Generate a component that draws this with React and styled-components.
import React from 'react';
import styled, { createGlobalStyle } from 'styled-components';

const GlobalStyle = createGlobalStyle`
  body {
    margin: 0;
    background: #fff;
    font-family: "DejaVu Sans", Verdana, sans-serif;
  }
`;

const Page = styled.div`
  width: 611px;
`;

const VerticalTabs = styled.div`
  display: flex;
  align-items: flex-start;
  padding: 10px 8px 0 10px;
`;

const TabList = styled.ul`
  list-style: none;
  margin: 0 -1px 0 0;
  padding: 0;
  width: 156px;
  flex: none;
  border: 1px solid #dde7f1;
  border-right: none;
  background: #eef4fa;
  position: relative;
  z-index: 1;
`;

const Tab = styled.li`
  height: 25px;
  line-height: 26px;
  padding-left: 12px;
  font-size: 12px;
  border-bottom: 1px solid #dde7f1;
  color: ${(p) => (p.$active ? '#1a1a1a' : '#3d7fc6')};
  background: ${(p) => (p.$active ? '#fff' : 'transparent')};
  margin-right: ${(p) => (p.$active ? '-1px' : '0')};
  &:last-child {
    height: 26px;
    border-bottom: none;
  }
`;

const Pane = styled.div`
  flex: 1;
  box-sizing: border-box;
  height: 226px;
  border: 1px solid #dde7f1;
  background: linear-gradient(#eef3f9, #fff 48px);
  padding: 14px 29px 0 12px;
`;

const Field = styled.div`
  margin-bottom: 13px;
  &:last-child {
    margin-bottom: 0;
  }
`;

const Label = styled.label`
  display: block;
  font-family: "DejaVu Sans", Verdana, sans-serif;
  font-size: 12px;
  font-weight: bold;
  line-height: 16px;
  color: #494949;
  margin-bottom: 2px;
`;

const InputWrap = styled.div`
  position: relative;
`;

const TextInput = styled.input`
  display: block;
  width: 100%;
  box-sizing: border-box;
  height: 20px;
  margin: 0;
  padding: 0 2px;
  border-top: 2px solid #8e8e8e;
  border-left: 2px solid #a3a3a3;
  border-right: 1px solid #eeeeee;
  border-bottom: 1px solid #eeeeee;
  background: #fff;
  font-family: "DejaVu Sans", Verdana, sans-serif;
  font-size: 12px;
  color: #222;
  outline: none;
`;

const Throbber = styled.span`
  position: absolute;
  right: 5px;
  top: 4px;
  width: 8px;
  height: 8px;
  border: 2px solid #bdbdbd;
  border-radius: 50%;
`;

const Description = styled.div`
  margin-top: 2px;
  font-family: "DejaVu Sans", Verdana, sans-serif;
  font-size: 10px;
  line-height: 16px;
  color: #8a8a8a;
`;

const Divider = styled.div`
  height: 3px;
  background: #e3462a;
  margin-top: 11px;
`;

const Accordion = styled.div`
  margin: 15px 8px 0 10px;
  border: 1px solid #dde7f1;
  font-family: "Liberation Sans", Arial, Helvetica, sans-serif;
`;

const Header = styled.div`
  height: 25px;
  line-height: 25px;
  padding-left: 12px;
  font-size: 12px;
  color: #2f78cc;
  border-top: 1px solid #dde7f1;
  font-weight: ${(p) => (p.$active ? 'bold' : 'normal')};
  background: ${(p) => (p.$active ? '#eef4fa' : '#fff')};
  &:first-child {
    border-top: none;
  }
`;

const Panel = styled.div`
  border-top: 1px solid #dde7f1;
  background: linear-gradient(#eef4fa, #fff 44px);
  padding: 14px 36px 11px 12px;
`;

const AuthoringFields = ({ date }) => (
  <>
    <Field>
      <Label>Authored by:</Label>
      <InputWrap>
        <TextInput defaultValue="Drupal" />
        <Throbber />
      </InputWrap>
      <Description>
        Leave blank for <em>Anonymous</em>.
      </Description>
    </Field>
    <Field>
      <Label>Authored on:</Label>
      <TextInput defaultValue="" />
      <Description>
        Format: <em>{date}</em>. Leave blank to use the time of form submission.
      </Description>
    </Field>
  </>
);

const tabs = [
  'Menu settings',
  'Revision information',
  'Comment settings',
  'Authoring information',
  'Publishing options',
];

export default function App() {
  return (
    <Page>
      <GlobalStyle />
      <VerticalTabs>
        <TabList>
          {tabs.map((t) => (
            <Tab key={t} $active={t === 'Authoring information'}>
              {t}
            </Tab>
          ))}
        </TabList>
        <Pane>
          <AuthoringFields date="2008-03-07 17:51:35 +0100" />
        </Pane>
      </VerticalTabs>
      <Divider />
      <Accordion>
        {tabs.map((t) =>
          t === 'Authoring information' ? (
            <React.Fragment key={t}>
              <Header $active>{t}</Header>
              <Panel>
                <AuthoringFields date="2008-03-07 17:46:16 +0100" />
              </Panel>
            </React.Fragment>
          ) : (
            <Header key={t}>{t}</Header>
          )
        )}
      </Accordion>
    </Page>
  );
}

+ + +

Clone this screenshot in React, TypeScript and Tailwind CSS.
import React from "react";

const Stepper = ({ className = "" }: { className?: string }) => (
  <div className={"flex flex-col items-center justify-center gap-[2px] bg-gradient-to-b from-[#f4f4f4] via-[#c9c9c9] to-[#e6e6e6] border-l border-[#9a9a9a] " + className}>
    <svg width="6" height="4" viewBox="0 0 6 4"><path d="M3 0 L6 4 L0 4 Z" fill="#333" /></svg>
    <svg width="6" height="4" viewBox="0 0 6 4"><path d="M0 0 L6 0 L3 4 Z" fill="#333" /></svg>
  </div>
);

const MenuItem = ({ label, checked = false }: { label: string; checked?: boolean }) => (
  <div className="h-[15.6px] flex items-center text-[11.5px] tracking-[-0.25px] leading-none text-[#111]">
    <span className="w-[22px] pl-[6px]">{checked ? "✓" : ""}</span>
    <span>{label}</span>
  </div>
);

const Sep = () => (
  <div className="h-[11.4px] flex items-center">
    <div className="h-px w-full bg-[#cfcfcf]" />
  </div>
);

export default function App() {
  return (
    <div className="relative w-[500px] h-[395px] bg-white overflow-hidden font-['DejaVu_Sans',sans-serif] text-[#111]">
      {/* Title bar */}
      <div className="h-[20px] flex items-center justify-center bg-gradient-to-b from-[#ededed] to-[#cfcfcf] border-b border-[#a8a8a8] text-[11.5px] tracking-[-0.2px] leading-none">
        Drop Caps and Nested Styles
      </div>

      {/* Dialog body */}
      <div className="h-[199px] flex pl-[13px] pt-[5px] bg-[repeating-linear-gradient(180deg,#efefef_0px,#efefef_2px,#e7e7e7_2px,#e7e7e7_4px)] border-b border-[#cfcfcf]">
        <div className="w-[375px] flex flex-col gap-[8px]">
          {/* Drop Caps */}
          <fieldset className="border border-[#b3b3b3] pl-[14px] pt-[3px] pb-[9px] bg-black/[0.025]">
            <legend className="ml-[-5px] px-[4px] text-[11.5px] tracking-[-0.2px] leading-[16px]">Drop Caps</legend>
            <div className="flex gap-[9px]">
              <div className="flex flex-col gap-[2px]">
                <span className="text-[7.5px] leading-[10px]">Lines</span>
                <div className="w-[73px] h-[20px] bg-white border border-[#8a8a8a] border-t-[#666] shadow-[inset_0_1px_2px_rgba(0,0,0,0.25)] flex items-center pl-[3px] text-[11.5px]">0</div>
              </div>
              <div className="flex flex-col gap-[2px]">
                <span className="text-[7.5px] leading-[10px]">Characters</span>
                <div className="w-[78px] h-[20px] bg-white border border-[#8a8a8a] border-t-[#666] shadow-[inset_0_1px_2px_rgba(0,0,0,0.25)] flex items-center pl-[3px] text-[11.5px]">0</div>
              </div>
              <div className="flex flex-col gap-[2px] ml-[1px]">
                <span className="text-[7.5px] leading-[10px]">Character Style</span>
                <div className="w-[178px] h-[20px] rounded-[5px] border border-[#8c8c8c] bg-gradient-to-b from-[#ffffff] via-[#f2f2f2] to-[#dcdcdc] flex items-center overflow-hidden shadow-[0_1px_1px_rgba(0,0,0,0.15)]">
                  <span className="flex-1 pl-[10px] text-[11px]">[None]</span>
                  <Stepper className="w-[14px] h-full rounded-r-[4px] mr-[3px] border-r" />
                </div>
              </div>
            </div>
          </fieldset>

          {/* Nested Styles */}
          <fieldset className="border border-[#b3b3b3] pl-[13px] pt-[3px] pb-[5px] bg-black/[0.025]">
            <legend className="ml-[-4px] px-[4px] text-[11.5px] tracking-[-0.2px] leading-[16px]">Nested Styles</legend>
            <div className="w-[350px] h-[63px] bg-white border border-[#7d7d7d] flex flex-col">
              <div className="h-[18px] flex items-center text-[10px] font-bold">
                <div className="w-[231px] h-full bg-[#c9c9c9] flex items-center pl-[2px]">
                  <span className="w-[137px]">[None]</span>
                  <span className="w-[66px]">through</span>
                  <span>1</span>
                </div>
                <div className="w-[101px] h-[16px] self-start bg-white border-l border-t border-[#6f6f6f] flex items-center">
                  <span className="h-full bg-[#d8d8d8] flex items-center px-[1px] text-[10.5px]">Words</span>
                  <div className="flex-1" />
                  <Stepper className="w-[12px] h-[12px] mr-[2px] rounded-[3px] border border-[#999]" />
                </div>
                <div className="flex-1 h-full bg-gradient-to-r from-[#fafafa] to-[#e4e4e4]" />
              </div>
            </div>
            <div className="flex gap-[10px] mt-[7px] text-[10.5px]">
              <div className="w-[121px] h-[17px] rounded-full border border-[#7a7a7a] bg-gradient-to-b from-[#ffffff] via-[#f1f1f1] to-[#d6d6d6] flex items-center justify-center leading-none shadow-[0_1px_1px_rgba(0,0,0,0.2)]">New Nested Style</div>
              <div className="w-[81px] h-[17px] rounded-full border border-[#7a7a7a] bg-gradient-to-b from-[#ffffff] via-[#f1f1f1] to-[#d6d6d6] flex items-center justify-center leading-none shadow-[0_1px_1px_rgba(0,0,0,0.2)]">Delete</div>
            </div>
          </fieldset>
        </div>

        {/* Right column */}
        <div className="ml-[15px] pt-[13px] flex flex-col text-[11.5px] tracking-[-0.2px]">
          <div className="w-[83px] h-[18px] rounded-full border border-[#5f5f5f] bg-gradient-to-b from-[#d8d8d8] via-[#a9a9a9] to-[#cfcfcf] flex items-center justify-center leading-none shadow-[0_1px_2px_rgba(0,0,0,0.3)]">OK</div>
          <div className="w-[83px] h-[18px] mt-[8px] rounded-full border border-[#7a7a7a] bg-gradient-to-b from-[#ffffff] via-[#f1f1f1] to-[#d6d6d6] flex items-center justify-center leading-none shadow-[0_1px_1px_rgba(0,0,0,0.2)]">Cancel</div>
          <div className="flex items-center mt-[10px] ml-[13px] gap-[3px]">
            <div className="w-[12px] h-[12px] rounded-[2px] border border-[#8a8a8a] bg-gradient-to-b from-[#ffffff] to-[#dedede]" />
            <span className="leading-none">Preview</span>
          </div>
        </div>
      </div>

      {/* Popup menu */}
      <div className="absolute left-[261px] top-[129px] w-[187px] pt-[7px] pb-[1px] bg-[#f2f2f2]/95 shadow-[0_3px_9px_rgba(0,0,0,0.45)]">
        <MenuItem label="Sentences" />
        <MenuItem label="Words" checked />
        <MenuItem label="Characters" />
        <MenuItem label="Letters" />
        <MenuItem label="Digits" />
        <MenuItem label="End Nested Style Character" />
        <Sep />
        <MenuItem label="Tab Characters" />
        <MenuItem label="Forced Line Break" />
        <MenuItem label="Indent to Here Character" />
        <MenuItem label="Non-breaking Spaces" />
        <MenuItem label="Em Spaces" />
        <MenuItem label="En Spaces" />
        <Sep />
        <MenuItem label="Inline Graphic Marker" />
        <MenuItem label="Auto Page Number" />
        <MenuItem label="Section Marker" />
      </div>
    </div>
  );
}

+ + +

What the task asks = State the count of lines with the word "this" in them, and write nothing else.

Problem solution = 2